The maximum temperature at Safdarjung was 13.3 degree C, 7 degrees below normal; only 11.2 at Palam and 11.6 at Ayanagar meeting the “severe cold day” criteria. These conditions will persist in Delhi till December 31 after which a western disturbance is likely to bring thundershowers in many parts of Delhi and NCR.
Not only Delhi similarly severe cold conditions affected most parts of northwest India on Saturday. The minimum temperature at Mt Abu for example was -1.5 degree C, 5 degrees below normal; Churu was 1.1 degree C, 4 degrees below normal; Hisar at 0.2 degree C, 7 degrees below normal; Bareily at 3.3 degree C, 5 degrees below normal; Bahraich at 2 degrees, 7 degrees below normal; Kanpur at 2, 6 degrees below normal are a few examples. Maximum temperatures in many parts of northern India similarly ranged between 8 to 11 degree C which is 8 to 10 degrees below normal. Most affected regions include Bahraich, Gorakhpur, Varanasi, Meerut, Bareily, Hisar, Chandigarh, Ambala and others.
‘“Severe cold wave and severe cold day conditions prevailed at many to most pockets over Punjab, Haryana, Chandigarh & Delhi, Uttar Pradesh and Bihar and in isolated pockets over Rajasthan,” IMD’s bulletin for Saturday said.
“ Due to persistence of cold northwesterly winds in lower levels over northwest India and other favourable meteorological conditions Cold wave to severe cold wave conditions along with Cold day to severe cold day conditions in many to most pockets very likely over Punjab, Haryana, Chandigarh & Delhi, north Rajasthan and West Uttar Pradesh during next 2 days. Cold wave to severe cold wave along with cold day to severe cold day conditions is also very likely at a few pockets over East Uttar Pradesh & Bihar during next 2 days,” IMD has forecast.
Very dense fog in Delhi reduced visibility at Palam to 0 meters and only 100 meters at Safdarjung in the morning hours. The mean maximum temperature for December till now is 19.18 degree C making it almost certain that this December will the second coldest in a century. The lowest mean maximum for December was recorded in 1997 at 17.3 degree C.
“Severe cold wave and cold day conditions will continue for two more days. The minimum temperature on Sunday may drop further. We are expecting a marginal rise in temperature on December 31 and 1 and rains from December 31 night which is likely to relieve severe cold day conditions,” said Kuldeep Shrivastava, head of Regional Weather Forecasting Centre.

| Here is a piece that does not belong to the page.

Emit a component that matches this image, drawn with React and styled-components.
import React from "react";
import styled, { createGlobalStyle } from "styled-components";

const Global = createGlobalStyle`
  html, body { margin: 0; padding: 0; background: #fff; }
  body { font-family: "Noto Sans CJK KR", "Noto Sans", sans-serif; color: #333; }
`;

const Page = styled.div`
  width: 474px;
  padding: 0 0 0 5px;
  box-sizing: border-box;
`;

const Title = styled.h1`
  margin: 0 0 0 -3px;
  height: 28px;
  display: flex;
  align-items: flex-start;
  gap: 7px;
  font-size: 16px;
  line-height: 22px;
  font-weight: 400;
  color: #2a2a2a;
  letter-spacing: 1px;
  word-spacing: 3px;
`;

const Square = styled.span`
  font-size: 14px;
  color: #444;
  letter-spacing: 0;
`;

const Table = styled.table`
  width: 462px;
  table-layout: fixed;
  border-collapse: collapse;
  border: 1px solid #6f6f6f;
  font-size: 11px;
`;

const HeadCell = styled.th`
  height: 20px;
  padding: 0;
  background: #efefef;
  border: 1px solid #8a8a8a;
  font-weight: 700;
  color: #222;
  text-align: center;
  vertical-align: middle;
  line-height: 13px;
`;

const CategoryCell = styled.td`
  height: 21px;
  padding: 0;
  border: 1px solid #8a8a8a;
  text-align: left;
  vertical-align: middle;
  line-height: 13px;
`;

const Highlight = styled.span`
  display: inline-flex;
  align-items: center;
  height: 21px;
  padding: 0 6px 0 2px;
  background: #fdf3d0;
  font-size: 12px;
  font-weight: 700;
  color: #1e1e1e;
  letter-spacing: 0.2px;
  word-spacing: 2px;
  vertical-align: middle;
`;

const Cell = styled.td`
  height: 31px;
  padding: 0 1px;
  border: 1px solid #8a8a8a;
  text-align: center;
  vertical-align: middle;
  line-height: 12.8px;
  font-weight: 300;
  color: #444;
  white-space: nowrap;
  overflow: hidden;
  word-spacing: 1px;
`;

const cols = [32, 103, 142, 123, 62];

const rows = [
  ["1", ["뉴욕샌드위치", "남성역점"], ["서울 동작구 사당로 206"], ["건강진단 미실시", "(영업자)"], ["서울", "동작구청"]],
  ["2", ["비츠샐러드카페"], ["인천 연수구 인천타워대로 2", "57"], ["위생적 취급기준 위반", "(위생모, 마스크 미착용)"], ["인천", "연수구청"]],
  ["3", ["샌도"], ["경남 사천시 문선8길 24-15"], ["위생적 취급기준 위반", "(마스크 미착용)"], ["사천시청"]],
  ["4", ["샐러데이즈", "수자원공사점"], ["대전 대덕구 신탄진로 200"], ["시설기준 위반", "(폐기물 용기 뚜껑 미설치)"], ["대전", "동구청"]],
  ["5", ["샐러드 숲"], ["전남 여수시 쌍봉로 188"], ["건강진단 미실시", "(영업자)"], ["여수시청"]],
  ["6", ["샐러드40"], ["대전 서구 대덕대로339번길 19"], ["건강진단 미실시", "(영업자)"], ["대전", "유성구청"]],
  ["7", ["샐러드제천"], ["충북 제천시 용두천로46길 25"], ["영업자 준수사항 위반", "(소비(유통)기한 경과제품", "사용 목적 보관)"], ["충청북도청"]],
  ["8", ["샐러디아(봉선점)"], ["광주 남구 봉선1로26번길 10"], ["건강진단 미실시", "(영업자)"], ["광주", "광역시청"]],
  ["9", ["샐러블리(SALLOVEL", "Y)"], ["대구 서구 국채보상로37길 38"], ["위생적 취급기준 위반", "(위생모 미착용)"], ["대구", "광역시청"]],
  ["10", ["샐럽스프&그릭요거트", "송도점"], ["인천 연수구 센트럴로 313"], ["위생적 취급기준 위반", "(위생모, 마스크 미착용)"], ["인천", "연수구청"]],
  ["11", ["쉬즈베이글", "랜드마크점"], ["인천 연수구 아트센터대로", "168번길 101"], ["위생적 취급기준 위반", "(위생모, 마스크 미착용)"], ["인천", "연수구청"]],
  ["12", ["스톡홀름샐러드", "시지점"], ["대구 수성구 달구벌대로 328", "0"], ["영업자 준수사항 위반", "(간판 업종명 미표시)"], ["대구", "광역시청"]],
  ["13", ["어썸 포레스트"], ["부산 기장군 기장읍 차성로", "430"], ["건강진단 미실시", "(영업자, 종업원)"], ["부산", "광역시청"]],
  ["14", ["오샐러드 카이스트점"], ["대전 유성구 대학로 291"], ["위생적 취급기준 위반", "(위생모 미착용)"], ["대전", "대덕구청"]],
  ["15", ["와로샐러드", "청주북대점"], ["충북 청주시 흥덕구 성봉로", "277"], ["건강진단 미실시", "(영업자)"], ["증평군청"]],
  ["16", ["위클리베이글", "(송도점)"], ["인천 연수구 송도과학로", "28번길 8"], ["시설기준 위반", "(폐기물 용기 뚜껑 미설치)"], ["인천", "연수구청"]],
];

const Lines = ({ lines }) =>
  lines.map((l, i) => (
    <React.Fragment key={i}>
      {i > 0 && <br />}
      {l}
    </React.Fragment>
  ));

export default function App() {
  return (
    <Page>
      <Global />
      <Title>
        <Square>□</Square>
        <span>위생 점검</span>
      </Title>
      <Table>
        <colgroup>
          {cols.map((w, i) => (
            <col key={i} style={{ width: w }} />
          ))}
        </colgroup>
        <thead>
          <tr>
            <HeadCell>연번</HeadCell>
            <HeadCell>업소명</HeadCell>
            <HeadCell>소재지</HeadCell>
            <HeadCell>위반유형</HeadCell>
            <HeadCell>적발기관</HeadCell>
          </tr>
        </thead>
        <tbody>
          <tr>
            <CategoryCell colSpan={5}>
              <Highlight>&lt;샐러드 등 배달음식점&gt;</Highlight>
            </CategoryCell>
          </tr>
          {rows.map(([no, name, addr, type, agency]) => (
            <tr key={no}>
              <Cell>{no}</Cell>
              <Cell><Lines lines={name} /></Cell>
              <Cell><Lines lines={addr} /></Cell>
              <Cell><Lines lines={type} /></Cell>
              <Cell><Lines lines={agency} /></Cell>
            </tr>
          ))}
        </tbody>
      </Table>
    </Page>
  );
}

Are low day temperatures linked to air pollution in the northwestern region?
Meteorologists have been noticing the phenomenon of extremely low day temperatures or cold spells accompanied by dense fog or low cloud cover over NW India more often since 1997.

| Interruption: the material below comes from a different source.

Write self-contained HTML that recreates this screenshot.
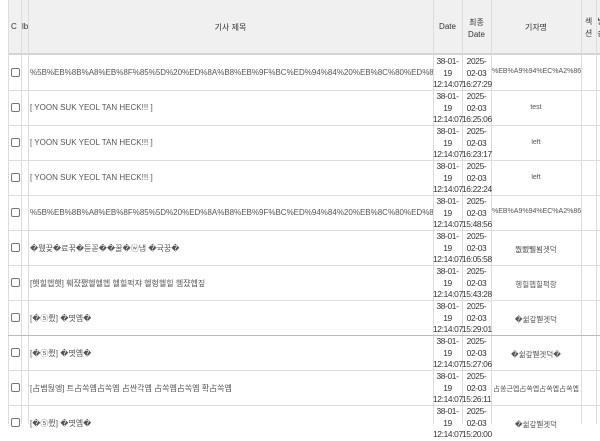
<!DOCTYPE html>
<html><head><meta charset="utf-8"><style>
*{margin:0;padding:0;box-sizing:border-box}
body{width:600px;height:424px;overflow:hidden;background:#fff;font-family:"Liberation Sans","Noto Sans CJK KR",sans-serif;color:#444;position:relative}
.hd{position:absolute;left:8px;top:0;width:600px;height:55px;background:#f0f0f0;border-bottom:2px solid #d4d4d4}
.v{position:absolute;top:0;height:424px;width:1px;background:#ddd}
.h{position:absolute;left:8px;width:600px;height:1px;background:#ddd}
.t{position:absolute;font-size:8px;white-space:nowrap;overflow:hidden;color:#555}
.c{position:absolute;text-align:center;font-size:8.4px;line-height:11.5px;color:#333;white-space:nowrap;letter-spacing:-0.35px}
.cb{position:absolute;left:11px;width:9px;height:9px;border:1px solid #777;border-radius:2px;background:#fff}
.th{position:absolute;font-size:8px;color:#333;text-align:center}
</style></head><body>
<div class="hd"></div>
<div class="v" style="left:8px;background:#ddd"></div>
<div class="v" style="left:21px"></div>
<div class="v" style="left:28px"></div>
<div class="v" style="left:433px"></div>
<div class="v" style="left:462px"></div>
<div class="v" style="left:491px"></div>
<div class="v" style="left:581px"></div>
<div class="v" style="left:596px"></div>
<div class="th" style="left:11px;top:22px">C</div>
<div class="th" style="left:22px;top:22px">lb</div>
<div class="th" style="left:28px;width:405px;top:22px">기사 제목</div>
<div class="th" style="left:433px;width:29px;top:22px">Date</div>
<div class="th" style="left:462px;width:29px;top:17px;line-height:12px">최종<br>Date</div>
<div class="th" style="left:491px;width:90px;top:22px">기자명</div>
<div class="th" style="left:581px;width:15px;top:16px;line-height:12px">섹<br>션</div>
<div class="th" style="left:596px;width:10px;top:16px;line-height:12px">방<br>송</div>
<div class="h" style="top:90px"></div><div class="h" style="top:125px"></div><div class="h" style="top:160px"></div><div class="h" style="top:195px"></div><div class="h" style="top:230px"></div><div class="h" style="top:265px"></div><div class="h" style="top:300px"></div><div class="h" style="top:335px;background:#bbb"></div><div class="h" style="top:370px"></div><div class="h" style="top:405px"></div>

<div class="cb" style="top:68px"></div><div class="t" style="left:30px;top:68px;width:403px">%5B%EB%8B%A8%EB%8F%85%5D%20%ED%8A%B8%EB%9F%BC%ED%94%84%20%EB%8C%80%ED%86%B5%EB%A0%B9</div>
<div class="c" style="left:433px;width:29px;top:56px">38-01-<br>19<br>12:14:07</div><div class="c" style="left:462px;width:29px;top:56px">2025-<br>02-03<br>16:27:29</div><div class="t" style="left:492px;width:89px;top:68px;font-size:7px">%EB%A9%94%EC%A2%86%EB</div>

<div class="cb" style="top:103px"></div><div class="t" style="left:30px;top:103px">[ YOON SUK YEOL TAN HECK!!! ]</div>
<div class="c" style="left:433px;width:29px;top:91px">38-01-<br>19<br>12:14:07</div><div class="c" style="left:462px;width:29px;top:91px">2025-<br>02-03<br>16:25:06</div><div class="t" style="left:491px;width:90px;top:104px;text-align:center;font-size:7px">test</div>

<div class="cb" style="top:138px"></div><div class="t" style="left:30px;top:138px">[ YOON SUK YEOL TAN HECK!!! ]</div>
<div class="c" style="left:433px;width:29px;top:126px">38-01-<br>19<br>12:14:07</div><div class="c" style="left:462px;width:29px;top:126px">2025-<br>02-03<br>16:23:17</div><div class="t" style="left:491px;width:90px;top:139px;text-align:center;font-size:7px">left</div>

<div class="cb" style="top:173px"></div><div class="t" style="left:30px;top:173px">[ YOON SUK YEOL TAN HECK!!! ]</div>
<div class="c" style="left:433px;width:29px;top:161px">38-01-<br>19<br>12:14:07</div><div class="c" style="left:462px;width:29px;top:161px">2025-<br>02-03<br>16:22:24</div><div class="t" style="left:491px;width:90px;top:174px;text-align:center;font-size:7px">left</div>

<div class="cb" style="top:208px"></div><div class="t" style="left:30px;top:208px;width:403px">%5B%EB%8B%A8%EB%8F%85%5D%20%ED%8A%B8%EB%9F%BC%ED%94%84%20%EB%8C%80%ED%86%B5%EB%A0%B9</div>
<div class="c" style="left:433px;width:29px;top:196px">38-01-<br>19<br>12:14:07</div><div class="c" style="left:462px;width:29px;top:196px">2025-<br>02-03<br>15:48:56</div><div class="t" style="left:492px;width:89px;top:208px;font-size:7px">%EB%A9%94%EC%A2%86%EB</div>

<div class="cb" style="top:243px"></div><div class="t" style="left:30px;top:243px">�뮀끚�료꾺�듄꼳��꿀�ⓦ냅 �귝꿍�</div>
<div class="c" style="left:433px;width:29px;top:231px">38-01-<br>19<br>12:14:07</div><div class="c" style="left:462px;width:29px;top:231px">2025-<br>02-03<br>16:05:58</div><div class="t" style="left:491px;width:90px;top:244px;text-align:center;font-size:7.5px">뛊뻸뛜뵘겟덕</div>

<div class="cb" style="top:278px"></div><div class="t" style="left:30px;top:278px">[햇힐헵햇] 훼쟜쨄헬헬헵 헬힐퍽쟈 헬헝헬힐 헴쟜헵짚</div>
<div class="c" style="left:433px;width:29px;top:266px">38-01-<br>19<br>12:14:07</div><div class="c" style="left:462px;width:29px;top:266px">2025-<br>02-03<br>15:43:28</div><div class="t" style="left:491px;width:90px;top:279px;text-align:center;font-size:7.5px">헹힐헵힐퍽항</div>

<div class="cb" style="top:313px"></div><div class="t" style="left:30px;top:313px">[�⑤쮰] �몃옙�</div>
<div class="c" style="left:433px;width:29px;top:301px">38-01-<br>19<br>12:14:07</div><div class="c" style="left:462px;width:29px;top:301px">2025-<br>02-03<br>15:29:01</div><div class="t" style="left:491px;width:90px;top:314px;text-align:center;font-size:7.5px">�쉶갚붿겟덕</div>

<div class="cb" style="top:348px"></div><div class="t" style="left:30px;top:348px">[�⑤쮰] �몃옙�</div>
<div class="c" style="left:433px;width:29px;top:336px">38-01-<br>19<br>12:14:07</div><div class="c" style="left:462px;width:29px;top:336px">2025-<br>02-03<br>15:27:06</div><div class="t" style="left:491px;width:90px;top:349px;text-align:center;font-size:7.5px">�쉶갚붿겟덕�</div>

<div class="cb" style="top:383px"></div><div class="t" style="left:30px;top:383px">[占뱀뒪엥] 트占쏙옙占쏙옙 占싼각옙 占쏙옙占쏙옙 확占쏙옙</div>
<div class="c" style="left:433px;width:29px;top:371px">38-01-<br>19<br>12:14:07</div><div class="c" style="left:462px;width:29px;top:371px">2025-<br>02-03<br>15:26:11</div><div class="t" style="left:491px;width:90px;top:384px;text-align:center;font-size:7px">占쏭근옙占쏙옙占쏙옙占쏙옙</div>

<div class="cb" style="top:418px"></div><div class="t" style="left:30px;top:418px">[�⑤쮰] �몃옙�</div>
<div class="c" style="left:433px;width:29px;top:406px">38-01-<br>19<br>12:14:07</div><div class="c" style="left:462px;width:29px;top:406px">2025-<br>02-03<br>15:20:00</div><div class="t" style="left:491px;width:90px;top:419px;text-align:center;font-size:7.5px">�쉶갚붿겟덕</div>
</body></html>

“In 1976 there was a cold spell for six days. But after that the phenomenon has become more common in the late 90’s. If fog or low cloud hours increase obviously less solar energy is received and hence days are cold,” said RK Jenamani, senior scientist at National Weather Forecasting Centre.
Jenamani published a study in the Current Science journal in 2007 which said that there has been a fall in average maximum temperature by 2–3 degree C over 2 stations in the peak winter of January since 1989 with increase in average fog (all intensities of fog) hours per day by 8 h during the same period. “Correlation coefficients computed between various fog and no-fog hours with temperatures and pollutions also confirm that maximum temperatures over Delhi are strongly negatively correlated with fog hours which are strongly positively correlated with pollutant levels,” the study concludes. This essentially means that air pollution accentuates fog which in turn plays a role in reducing day temperatures. “The peak fog seasons were seen in the 1996 to 2007 period. Moisture and air pollution are highly linked. The life period of suspension of air pollutants is prolonged when there is moisture in the air. Low clouds which we are seeing over a very large area and very long period is nothing but fog at slightly higher level from the surface,” said Jenamani.
“When moisture is high pollution also goes up because particles become heavy and do aid in formation of fog or low clouds. But this needs to be studied further. There is a climate change link also, it makes various weather phenomenon more extreme. For example the previous western disturbance on December 12 and 13 was so strong that it brought a lot of rain in December and caused moisture incursion helping create a severe cold spell,” Shrivastava said.
“In the past few days we have seen low clouds descend to surface and cause dense fog and then rise up again in a few hours. Availability of moisture and low temperatures combined to create the low cloud cover. I don’t think there is a link with air pollution,” said Sachin Ghude, senior scientist at Indian Institute of Tropical Meteorology.